Collection entries
====================
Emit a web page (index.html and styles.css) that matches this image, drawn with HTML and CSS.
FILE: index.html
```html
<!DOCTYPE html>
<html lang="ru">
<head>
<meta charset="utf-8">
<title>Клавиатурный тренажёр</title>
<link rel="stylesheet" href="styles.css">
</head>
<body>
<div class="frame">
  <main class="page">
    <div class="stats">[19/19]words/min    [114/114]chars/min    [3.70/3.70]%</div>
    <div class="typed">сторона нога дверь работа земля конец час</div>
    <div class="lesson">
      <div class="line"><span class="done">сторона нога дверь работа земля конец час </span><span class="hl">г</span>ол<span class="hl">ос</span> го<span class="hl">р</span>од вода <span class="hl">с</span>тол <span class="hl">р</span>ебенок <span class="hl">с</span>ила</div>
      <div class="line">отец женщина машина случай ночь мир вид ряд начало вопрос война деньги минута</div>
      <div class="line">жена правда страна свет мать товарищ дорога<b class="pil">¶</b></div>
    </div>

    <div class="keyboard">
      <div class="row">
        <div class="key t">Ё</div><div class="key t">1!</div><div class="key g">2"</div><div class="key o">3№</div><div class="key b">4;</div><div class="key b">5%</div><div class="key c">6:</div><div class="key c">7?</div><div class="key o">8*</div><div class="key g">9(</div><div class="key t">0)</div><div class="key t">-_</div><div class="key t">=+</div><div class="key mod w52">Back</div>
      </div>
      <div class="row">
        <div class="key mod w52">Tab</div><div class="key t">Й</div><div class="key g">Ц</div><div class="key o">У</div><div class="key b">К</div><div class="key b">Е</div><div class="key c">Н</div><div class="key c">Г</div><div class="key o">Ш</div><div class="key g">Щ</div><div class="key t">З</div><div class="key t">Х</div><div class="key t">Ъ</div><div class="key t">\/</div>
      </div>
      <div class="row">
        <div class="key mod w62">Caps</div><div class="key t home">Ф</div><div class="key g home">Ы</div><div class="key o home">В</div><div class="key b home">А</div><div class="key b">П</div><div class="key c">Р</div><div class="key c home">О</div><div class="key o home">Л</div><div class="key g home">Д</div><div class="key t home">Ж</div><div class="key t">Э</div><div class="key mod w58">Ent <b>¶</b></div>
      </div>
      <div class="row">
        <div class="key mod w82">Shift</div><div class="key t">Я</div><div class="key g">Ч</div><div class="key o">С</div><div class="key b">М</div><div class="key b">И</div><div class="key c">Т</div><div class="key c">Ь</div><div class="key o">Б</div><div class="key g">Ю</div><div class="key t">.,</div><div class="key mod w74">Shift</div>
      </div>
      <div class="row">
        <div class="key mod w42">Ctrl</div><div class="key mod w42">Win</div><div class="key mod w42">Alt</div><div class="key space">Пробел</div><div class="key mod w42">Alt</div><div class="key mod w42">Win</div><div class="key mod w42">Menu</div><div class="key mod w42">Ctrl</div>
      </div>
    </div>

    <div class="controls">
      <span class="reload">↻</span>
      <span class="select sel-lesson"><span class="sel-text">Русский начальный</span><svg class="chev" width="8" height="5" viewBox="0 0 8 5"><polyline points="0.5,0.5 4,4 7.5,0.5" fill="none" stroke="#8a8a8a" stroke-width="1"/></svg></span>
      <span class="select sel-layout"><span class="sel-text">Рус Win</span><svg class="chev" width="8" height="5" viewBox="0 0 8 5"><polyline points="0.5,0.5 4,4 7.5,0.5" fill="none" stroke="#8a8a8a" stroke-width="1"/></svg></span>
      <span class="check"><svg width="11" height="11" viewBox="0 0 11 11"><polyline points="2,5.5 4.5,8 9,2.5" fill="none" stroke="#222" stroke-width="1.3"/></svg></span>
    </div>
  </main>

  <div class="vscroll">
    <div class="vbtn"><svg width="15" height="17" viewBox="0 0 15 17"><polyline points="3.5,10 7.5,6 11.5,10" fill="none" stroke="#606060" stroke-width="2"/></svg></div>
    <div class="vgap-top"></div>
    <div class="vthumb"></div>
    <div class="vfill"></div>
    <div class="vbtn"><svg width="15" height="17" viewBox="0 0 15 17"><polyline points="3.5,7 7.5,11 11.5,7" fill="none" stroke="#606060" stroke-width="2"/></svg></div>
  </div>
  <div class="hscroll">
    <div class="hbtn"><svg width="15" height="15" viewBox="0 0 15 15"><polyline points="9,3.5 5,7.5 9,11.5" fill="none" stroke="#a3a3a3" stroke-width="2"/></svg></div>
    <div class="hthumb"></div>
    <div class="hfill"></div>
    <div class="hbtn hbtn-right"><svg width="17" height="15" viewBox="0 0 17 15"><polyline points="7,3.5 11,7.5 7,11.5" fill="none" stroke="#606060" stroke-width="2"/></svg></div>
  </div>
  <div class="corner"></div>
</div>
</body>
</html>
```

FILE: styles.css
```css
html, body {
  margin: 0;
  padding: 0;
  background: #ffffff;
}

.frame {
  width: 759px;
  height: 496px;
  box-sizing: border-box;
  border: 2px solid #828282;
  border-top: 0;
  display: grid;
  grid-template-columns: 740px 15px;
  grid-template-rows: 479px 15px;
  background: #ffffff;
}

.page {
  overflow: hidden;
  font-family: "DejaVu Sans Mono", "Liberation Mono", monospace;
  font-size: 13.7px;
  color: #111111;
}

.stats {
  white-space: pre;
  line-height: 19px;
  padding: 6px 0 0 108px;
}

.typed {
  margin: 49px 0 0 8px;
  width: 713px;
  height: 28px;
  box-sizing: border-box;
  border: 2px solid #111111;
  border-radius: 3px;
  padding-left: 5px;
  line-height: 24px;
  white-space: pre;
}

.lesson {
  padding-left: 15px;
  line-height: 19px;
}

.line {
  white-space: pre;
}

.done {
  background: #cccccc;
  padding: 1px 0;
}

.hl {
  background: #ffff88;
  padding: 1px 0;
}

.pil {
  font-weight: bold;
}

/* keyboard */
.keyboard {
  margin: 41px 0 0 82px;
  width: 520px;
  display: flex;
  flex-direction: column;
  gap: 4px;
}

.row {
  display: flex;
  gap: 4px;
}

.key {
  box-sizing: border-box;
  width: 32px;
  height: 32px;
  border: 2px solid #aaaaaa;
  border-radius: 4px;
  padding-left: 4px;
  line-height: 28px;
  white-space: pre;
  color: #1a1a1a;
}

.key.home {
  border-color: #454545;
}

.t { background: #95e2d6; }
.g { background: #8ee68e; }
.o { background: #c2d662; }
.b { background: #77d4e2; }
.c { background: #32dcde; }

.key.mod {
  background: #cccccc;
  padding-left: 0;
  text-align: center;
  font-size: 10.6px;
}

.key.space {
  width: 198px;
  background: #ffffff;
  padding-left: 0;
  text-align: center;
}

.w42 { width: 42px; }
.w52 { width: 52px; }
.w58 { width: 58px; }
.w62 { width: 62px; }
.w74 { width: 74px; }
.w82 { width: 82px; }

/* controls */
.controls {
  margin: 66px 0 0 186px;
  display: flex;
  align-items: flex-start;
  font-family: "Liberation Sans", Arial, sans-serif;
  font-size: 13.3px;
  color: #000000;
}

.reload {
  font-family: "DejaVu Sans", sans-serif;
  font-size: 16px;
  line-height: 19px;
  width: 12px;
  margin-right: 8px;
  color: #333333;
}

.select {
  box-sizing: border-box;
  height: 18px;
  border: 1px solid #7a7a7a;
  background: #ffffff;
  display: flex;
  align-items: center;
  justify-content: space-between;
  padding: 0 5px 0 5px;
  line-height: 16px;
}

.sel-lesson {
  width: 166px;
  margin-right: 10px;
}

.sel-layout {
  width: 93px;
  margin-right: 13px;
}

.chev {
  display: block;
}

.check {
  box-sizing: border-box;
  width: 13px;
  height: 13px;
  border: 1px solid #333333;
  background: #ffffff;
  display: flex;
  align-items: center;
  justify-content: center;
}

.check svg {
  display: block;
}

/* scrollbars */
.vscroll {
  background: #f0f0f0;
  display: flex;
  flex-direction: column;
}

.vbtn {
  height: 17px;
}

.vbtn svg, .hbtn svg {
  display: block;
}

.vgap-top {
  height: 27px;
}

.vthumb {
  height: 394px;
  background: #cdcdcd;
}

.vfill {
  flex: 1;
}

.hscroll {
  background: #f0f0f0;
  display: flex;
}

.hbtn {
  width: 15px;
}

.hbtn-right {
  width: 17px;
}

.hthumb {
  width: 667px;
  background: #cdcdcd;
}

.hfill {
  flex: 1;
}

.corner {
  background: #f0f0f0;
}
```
====================
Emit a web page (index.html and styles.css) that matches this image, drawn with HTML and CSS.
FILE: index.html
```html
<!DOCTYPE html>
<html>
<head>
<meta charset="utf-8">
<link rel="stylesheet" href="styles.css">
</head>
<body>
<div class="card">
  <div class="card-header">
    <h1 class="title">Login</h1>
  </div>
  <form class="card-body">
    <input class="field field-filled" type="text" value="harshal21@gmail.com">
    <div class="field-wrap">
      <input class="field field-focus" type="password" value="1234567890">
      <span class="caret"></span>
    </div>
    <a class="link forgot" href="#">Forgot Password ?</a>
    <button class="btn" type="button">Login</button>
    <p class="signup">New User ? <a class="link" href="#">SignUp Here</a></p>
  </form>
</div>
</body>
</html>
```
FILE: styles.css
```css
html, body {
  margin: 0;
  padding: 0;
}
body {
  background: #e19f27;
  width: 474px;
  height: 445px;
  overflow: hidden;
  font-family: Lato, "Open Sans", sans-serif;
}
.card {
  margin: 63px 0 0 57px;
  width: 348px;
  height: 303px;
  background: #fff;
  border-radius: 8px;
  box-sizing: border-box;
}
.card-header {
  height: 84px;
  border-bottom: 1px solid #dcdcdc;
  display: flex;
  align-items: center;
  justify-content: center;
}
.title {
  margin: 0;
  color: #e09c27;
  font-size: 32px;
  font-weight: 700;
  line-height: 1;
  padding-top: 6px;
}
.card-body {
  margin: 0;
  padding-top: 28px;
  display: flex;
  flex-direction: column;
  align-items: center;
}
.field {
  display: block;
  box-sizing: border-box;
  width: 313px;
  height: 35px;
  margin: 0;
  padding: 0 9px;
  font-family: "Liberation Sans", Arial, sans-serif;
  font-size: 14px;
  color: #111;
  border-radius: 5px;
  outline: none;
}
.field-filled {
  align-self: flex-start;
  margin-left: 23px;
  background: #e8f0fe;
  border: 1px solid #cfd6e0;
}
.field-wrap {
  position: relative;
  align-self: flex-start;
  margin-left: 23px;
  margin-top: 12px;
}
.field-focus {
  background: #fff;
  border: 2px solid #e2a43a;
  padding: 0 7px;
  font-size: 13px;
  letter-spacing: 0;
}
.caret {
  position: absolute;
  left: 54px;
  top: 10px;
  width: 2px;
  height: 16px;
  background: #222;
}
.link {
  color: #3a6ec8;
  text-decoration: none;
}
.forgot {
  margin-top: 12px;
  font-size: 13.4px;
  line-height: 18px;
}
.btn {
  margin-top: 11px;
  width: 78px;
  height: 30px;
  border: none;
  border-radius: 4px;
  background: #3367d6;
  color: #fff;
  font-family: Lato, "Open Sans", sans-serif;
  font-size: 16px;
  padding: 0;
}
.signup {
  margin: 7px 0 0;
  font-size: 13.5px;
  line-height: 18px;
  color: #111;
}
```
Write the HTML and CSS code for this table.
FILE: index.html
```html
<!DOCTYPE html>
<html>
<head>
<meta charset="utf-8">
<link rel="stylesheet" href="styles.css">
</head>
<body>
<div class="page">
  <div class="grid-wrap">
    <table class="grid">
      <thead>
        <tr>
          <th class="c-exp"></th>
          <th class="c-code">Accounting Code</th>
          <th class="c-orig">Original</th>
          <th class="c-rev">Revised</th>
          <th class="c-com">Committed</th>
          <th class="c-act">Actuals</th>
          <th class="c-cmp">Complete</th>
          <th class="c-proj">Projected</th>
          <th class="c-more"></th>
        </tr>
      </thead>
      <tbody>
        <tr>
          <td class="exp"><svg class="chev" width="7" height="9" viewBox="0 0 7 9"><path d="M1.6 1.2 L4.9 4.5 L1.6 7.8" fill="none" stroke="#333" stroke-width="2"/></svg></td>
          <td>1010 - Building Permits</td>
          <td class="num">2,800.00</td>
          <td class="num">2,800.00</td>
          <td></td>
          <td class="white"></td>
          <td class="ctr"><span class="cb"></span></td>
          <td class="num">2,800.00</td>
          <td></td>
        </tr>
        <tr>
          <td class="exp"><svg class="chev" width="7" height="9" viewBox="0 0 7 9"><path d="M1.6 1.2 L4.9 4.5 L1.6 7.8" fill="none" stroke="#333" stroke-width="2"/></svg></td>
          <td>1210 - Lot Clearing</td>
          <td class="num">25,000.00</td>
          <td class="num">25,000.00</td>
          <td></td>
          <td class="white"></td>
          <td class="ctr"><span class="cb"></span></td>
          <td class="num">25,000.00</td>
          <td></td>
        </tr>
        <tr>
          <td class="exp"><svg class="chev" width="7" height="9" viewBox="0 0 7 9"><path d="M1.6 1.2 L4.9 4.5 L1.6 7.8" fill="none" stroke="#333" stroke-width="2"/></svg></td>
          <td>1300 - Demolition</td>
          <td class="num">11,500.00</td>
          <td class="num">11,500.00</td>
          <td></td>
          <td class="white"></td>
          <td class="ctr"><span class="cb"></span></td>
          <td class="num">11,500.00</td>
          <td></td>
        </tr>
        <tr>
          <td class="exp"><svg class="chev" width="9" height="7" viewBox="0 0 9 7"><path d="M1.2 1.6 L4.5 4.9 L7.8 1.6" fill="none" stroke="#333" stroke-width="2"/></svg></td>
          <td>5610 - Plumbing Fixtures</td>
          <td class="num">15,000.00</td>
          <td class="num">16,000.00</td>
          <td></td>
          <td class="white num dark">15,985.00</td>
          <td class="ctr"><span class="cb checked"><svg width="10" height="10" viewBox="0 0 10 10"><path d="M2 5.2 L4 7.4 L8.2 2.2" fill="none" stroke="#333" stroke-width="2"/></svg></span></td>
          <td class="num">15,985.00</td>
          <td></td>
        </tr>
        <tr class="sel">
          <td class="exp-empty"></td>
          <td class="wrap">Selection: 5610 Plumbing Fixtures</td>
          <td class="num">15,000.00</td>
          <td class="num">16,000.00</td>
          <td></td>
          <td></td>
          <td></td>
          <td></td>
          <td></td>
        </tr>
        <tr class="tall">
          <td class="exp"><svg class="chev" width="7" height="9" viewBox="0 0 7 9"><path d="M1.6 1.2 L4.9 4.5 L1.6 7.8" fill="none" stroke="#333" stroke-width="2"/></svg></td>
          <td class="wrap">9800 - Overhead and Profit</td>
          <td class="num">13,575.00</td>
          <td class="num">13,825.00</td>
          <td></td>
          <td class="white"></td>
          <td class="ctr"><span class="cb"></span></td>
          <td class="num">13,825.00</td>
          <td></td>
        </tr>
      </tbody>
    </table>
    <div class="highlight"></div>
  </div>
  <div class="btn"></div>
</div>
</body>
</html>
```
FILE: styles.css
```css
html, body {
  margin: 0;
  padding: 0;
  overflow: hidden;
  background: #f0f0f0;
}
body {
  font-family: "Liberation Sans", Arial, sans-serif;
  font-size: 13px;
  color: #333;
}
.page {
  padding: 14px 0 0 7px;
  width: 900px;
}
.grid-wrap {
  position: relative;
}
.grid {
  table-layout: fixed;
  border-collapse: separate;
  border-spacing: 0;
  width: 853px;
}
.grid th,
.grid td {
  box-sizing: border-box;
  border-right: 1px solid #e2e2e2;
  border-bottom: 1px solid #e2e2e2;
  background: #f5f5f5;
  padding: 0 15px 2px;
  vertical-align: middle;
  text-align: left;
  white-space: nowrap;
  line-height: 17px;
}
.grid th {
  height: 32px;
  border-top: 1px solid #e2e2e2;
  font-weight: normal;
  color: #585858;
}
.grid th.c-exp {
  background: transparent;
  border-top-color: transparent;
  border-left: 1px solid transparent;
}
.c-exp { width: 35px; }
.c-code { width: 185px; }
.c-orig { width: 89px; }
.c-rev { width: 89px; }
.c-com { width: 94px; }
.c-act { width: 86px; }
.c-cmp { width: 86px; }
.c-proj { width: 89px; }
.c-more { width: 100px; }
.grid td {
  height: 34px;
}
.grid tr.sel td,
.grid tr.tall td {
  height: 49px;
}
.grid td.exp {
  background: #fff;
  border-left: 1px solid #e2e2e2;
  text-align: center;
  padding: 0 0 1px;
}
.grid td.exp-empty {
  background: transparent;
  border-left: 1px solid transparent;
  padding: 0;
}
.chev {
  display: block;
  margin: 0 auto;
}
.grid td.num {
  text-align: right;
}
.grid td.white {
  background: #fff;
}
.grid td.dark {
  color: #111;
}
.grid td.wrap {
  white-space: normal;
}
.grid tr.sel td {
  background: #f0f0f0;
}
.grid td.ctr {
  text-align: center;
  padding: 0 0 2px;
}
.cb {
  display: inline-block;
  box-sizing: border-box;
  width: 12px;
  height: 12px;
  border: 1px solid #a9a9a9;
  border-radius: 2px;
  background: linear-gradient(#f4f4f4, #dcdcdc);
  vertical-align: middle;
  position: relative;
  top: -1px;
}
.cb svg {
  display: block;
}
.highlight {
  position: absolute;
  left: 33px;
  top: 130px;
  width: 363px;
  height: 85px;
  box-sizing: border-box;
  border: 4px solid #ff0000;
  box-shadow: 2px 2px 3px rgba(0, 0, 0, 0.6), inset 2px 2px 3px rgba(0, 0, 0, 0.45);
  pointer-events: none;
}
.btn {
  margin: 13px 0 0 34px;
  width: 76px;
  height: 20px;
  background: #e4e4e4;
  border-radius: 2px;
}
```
====================
Go over the entries above and say how many lines hold the string "code", with no other text.

3